:: Task brief ::
Select, from the data, each line where "React" occurs.

:: Information shown ::
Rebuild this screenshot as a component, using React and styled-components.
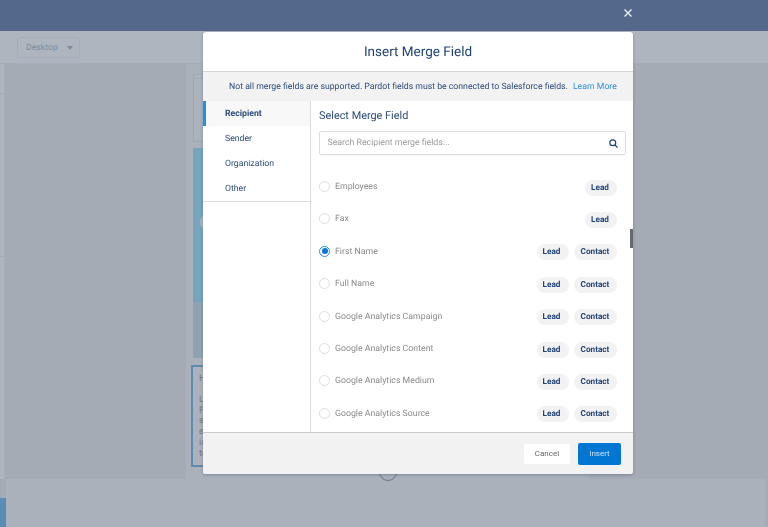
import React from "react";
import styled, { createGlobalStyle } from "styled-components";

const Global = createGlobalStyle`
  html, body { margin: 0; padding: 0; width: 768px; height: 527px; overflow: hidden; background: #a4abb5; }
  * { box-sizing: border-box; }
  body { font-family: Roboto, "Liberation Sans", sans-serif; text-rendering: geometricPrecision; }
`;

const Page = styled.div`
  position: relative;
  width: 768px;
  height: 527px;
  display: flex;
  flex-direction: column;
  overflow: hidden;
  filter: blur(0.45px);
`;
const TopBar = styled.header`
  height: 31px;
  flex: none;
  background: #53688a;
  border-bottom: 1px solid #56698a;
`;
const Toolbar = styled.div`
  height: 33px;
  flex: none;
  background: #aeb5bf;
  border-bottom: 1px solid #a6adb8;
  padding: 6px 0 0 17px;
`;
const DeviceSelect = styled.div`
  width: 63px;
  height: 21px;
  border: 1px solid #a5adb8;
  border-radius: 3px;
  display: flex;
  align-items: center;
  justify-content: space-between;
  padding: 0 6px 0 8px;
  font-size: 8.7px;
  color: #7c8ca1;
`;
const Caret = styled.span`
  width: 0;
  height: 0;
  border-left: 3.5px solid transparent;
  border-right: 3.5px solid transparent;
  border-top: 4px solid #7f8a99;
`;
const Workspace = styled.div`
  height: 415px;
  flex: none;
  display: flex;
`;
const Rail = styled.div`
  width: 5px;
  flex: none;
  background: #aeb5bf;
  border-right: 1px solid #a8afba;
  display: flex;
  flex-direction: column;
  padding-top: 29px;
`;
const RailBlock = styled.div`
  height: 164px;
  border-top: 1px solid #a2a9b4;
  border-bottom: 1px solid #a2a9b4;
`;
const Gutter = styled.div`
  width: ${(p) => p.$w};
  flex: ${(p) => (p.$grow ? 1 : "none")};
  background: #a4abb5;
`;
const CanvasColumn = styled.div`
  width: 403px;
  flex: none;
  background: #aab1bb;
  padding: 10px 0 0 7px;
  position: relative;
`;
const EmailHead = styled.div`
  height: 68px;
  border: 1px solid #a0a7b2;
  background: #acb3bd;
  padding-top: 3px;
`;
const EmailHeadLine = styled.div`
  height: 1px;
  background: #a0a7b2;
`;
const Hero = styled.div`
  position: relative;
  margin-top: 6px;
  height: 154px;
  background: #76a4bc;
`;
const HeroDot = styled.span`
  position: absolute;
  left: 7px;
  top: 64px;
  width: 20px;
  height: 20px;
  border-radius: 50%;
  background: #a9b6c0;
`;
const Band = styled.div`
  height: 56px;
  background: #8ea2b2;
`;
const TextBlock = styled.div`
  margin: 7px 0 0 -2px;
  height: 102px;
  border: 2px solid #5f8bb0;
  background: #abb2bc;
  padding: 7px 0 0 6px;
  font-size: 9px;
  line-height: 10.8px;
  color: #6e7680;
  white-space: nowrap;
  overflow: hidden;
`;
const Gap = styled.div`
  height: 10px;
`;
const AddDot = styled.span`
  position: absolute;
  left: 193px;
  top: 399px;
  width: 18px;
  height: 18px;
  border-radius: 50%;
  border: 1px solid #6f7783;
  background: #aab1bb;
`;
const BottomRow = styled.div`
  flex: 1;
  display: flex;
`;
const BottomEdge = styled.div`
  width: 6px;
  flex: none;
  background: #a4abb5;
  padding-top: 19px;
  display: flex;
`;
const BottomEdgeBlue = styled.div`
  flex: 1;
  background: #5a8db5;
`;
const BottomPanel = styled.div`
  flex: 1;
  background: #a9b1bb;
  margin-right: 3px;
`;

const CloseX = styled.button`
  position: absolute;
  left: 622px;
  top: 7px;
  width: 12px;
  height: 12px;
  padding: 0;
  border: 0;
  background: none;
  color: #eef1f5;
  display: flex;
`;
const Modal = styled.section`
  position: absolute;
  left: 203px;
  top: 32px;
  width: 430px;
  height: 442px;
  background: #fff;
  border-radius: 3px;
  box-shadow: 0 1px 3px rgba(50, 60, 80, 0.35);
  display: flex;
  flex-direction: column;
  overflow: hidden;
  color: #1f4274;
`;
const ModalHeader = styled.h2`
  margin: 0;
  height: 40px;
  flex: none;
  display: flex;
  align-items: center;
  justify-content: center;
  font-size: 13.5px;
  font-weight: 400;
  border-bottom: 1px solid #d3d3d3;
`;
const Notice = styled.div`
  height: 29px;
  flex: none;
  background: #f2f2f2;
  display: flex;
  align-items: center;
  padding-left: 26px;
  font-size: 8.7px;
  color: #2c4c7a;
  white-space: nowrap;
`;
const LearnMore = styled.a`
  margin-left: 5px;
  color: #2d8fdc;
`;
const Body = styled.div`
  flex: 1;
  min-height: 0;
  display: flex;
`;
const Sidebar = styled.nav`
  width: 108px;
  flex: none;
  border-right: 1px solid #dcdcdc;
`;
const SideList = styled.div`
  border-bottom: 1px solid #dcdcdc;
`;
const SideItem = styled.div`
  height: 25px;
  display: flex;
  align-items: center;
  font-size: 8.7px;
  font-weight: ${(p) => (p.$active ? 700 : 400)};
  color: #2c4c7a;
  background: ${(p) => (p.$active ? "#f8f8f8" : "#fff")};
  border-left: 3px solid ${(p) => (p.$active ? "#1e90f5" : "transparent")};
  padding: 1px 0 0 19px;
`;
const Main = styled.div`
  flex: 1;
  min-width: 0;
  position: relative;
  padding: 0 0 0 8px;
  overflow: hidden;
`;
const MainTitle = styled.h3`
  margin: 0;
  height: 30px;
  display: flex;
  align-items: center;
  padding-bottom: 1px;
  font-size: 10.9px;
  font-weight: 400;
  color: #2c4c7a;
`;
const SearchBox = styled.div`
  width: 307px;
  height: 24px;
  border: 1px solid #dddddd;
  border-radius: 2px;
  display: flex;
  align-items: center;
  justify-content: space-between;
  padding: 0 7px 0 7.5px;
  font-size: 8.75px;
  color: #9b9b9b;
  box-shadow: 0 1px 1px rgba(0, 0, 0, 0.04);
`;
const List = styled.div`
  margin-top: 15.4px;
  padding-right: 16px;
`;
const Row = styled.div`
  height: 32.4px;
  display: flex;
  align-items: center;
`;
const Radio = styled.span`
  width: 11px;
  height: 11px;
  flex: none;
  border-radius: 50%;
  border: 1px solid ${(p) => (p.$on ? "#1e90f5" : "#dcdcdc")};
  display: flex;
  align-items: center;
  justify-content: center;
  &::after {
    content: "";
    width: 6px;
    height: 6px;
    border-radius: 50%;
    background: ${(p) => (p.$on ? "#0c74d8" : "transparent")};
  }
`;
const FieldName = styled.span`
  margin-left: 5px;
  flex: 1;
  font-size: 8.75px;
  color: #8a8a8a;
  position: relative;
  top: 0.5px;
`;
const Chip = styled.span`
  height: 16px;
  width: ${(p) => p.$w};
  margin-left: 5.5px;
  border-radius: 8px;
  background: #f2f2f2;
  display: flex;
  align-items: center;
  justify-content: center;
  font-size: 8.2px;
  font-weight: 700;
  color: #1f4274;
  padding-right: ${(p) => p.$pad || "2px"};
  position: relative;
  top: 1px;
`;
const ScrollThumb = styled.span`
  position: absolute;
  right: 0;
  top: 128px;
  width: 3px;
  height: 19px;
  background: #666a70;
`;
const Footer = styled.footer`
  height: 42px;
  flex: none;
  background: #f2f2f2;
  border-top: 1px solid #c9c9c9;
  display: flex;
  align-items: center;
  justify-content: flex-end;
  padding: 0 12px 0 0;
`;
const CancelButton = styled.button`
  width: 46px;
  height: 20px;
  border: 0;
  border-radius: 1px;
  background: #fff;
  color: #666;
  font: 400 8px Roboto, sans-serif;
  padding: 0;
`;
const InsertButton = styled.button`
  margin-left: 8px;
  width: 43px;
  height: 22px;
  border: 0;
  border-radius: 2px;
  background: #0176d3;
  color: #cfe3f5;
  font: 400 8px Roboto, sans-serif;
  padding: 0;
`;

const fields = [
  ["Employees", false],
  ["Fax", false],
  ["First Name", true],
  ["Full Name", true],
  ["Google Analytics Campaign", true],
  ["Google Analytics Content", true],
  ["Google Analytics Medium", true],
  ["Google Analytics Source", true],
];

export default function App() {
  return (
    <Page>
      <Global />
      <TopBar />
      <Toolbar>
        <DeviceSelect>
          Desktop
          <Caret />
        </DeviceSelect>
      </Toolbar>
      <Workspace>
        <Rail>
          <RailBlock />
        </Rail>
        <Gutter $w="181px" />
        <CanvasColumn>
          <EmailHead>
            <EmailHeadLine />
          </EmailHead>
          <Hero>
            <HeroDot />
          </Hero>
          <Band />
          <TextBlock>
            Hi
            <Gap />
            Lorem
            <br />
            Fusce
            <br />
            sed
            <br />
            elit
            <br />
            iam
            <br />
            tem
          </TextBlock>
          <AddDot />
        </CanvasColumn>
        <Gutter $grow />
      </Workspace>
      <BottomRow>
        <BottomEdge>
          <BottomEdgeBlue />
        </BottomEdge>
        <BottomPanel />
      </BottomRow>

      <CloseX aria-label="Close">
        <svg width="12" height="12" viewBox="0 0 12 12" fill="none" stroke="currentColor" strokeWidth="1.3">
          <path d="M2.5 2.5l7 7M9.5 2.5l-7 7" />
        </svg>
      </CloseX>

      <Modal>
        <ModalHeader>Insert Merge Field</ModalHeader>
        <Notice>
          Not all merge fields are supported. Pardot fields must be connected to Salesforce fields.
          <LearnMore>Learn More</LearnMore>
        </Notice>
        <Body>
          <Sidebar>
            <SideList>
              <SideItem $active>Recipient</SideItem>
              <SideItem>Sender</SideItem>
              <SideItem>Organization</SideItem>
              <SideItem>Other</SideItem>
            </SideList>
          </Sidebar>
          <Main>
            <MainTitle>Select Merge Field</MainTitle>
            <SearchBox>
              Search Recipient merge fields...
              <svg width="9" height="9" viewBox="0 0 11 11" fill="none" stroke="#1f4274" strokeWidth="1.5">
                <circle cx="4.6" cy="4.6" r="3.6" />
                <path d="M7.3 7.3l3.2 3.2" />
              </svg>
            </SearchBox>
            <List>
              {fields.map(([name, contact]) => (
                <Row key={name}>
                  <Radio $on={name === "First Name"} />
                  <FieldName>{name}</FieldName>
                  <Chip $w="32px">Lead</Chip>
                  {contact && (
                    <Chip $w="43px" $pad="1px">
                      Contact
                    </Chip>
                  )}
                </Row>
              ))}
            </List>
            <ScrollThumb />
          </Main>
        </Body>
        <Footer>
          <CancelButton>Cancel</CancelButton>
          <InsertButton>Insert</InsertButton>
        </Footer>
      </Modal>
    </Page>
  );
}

:: Result of this exercise ::
Rebuild this screenshot as a component, using React and styled-components.
import React from "react";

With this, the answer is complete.